I have been asked to share some of my astro photos taken over the last 18 months, some with just my tripod mounted Canon 60D with a 200mm telephoto lens and some with this camera at primary focus on my EQ5 mounted SW 200P.
This was taken a few days after the clouded-out lunar eclipse of 21 January. I was a bit disappointed about the eclipse but I got a good shot in the end! Its a general wide angle view of the garden stacked (using simple star-trail stacking software) over 7 zoomed-in shots, taken 2.5 minutes apart, of a waning setting moon.
This is about 3 hours worth (!) of 30s exposures giving an apparent rotation of 45 degrees. This was one of my GCSE projects to evaluate the length of Earth’s sidereal day by extrapolating the measured angle of rotation and exposure time. I am still amazed at how well these shots reveal the star’s colour. I used PhotoImpression to get a negative of the image, printed it at A3 and drew construction lines from which to measure the angle of rotation. I did this with 3 separate dates to get an accurate figure. A lot of work!
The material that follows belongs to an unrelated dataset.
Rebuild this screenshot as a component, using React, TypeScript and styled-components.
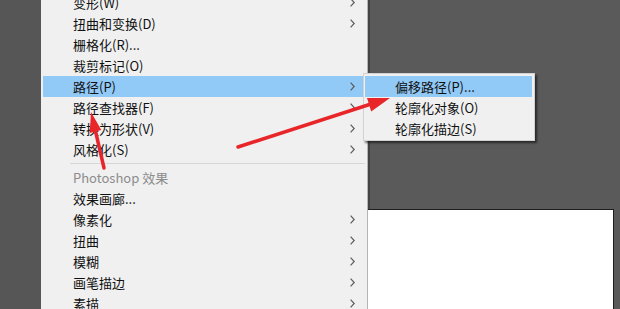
import React from "react";
import styled, { createGlobalStyle } from "styled-components";

const GlobalStyle = createGlobalStyle`
  html, body {
    margin: 0;
    padding: 0;
    background: #5a5a5a;
    overflow: hidden;
  }
`;

type MenuEntry =
  | { kind: "item"; label: string; sub?: boolean; active?: boolean }
  | { kind: "sep" }
  | { kind: "header"; label: string };

const entries: MenuEntry[] = [
  { kind: "item", label: "变形(W)", sub: true },
  { kind: "item", label: "扭曲和变换(D)", sub: true },
  { kind: "item", label: "栅格化(R)..." },
  { kind: "item", label: "裁剪标记(O)" },
  { kind: "item", label: "路径(P)", sub: true, active: true },
  { kind: "item", label: "路径查找器(F)", sub: true },
  { kind: "item", label: "转换为形状(V)", sub: true },
  { kind: "item", label: "风格化(S)", sub: true },
  { kind: "sep" },
  { kind: "header", label: "Photoshop 效果" },
  { kind: "item", label: "效果画廊..." },
  { kind: "item", label: "像素化", sub: true },
  { kind: "item", label: "扭曲", sub: true },
  { kind: "item", label: "模糊", sub: true },
  { kind: "item", label: "画笔描边", sub: true },
  { kind: "item", label: "素描", sub: true },
];

const subEntries = [
  { label: "偏移路径(P)...", active: true },
  { label: "轮廓化对象(O)" },
  { label: "轮廓化描边(S)" },
];

const Chevron = () => (
  <ChevronSvg width="5" height="9" viewBox="0 0 5 9">
    <polyline points="0.6,0.6 4.2,4.5 0.6,8.4" fill="none" stroke="#5c5c5c" strokeWidth="1.2" />
  </ChevronSvg>
);

const Arrows = () => (
  <ArrowLayer width="620" height="309" viewBox="0 0 620 309">
    <line x1="238" y1="147" x2="371" y2="104" stroke="#e8262a" strokeWidth="3.5" strokeLinecap="round" />
    <polygon points="390,98 371.2,111.5 367,98.1" fill="#e8262a" />
    <line x1="104" y1="168" x2="95" y2="129" stroke="#e8262a" strokeWidth="3.5" strokeLinecap="round" />
    <polygon points="91,112 101.3,130.1 89.7,132.9" fill="#e8262a" />
  </ArrowLayer>
);

const App = () => {
  return (
    <Stage>
      <GlobalStyle />
      <Gutter />
      <Menu>
        {entries.map((e, i) => {
          if (e.kind === "sep") return <Separator key={i} />;
          if (e.kind === "header") return <Header key={i}>{e.label}</Header>;
          return (
            <Item key={i} $active={e.active}>
              <Label>{e.label}</Label>
              {e.sub && <Chevron />}
            </Item>
          );
        })}
      </Menu>
      <Workspace>
        <Artboard />
      </Workspace>
      <SubMenu>
        {subEntries.map((s) => (
          <SubItem key={s.label} $active={s.active}>
            {s.label}
          </SubItem>
        ))}
      </SubMenu>
      <Arrows />
    </Stage>
  );
};

const Stage = styled.div`
  position: relative;
  width: 620px;
  height: 309px;
  display: flex;
  overflow: hidden;
  background: #5a5a5a;
  font-family: "Noto Sans CJK SC", "Microsoft YaHei", sans-serif;
  font-size: 13px;
  color: #111;
`;

const Gutter = styled.div`
  width: 41px;
  flex-shrink: 0;
  background: #565656;
`;

const Menu = styled.div`
  width: 322px;
  flex-shrink: 0;
  margin-top: -8px;
  padding: 0 2px;
  background: #f0f0f0;
  align-self: flex-start;
  box-shadow: 1px 0 0 #b4b4b4, 3px 0 0 #444;
`;

const Item = styled.div<{ $active?: boolean }>`
  height: 21px;
  display: flex;
  align-items: center;
  padding: 0 10px 0 30px;
  background: ${(p) => (p.$active ? "#91c9f7" : "transparent")};
`;

const Label = styled.span`
  flex: 1;
  line-height: 21px;
  white-space: nowrap;
`;

const ChevronSvg = styled.svg`
  display: block;
  flex-shrink: 0;
`;

const Separator = styled.div`
  height: 7px;
  margin-left: 27px;
  display: flex;
  align-items: center;
  &::after {
    content: "";
    flex: 1;
    height: 1px;
    background: #d7d7d7;
  }
`;

const Header = styled.div`
  height: 21px;
  line-height: 21px;
  padding-left: 30px;
  color: #8c8c8c;
`;

const Workspace = styled.div`
  flex: 1;
  padding: 209px 0 0 1px;
`;

const Artboard = styled.div`
  width: 245px;
  height: 100px;
  background: #fff;
  border-top: 1px solid #1e1e1e;
  border-right: 1px solid #1e1e1e;
`;

const SubMenu = styled.div`
  position: absolute;
  left: 363px;
  top: 73px;
  width: 167px;
  padding: 2px 2px 1px 1px;
  background: #f0f0f0;
  border: 1px solid #d2d2d2;
  box-shadow: 2px 2px 2px rgba(0, 0, 0, 0.55);
`;

const SubItem = styled.div<{ $active?: boolean }>`
  height: 21px;
  line-height: 21px;
  padding-left: 30px;
  white-space: nowrap;
  background: ${(p) => (p.$active ? "#91c9f7" : "transparent")};
`;

const ArrowLayer = styled.svg`
  position: absolute;
  left: 0;
  top: 0;
  pointer-events: none;
`;

export default App;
The photo below is a 30s exposure of an aircraft flying left to right in front of Orion while banking away to reveal its wing lights. Taken just after a star trail session, so timing was pure luck but I have since noticed these planes always follow the same path from East Midland Airport.
Talking of Orion, this is its nebula taken through the SW 200P with a single shot of 1s exposure. The telescope’s fast F5 rating registers the faint nebulosity with quite short exposure times so the short star trails do not mess up the detail too much. Just needed some slight colour enhancement from MS Picture Manager. I must try this again with some manual tracking until I get motorised drives for the mount.
If you only have one telescope, the Skywatcher 200P, with adaptors for attaching a DSLR, has got to be high on the list.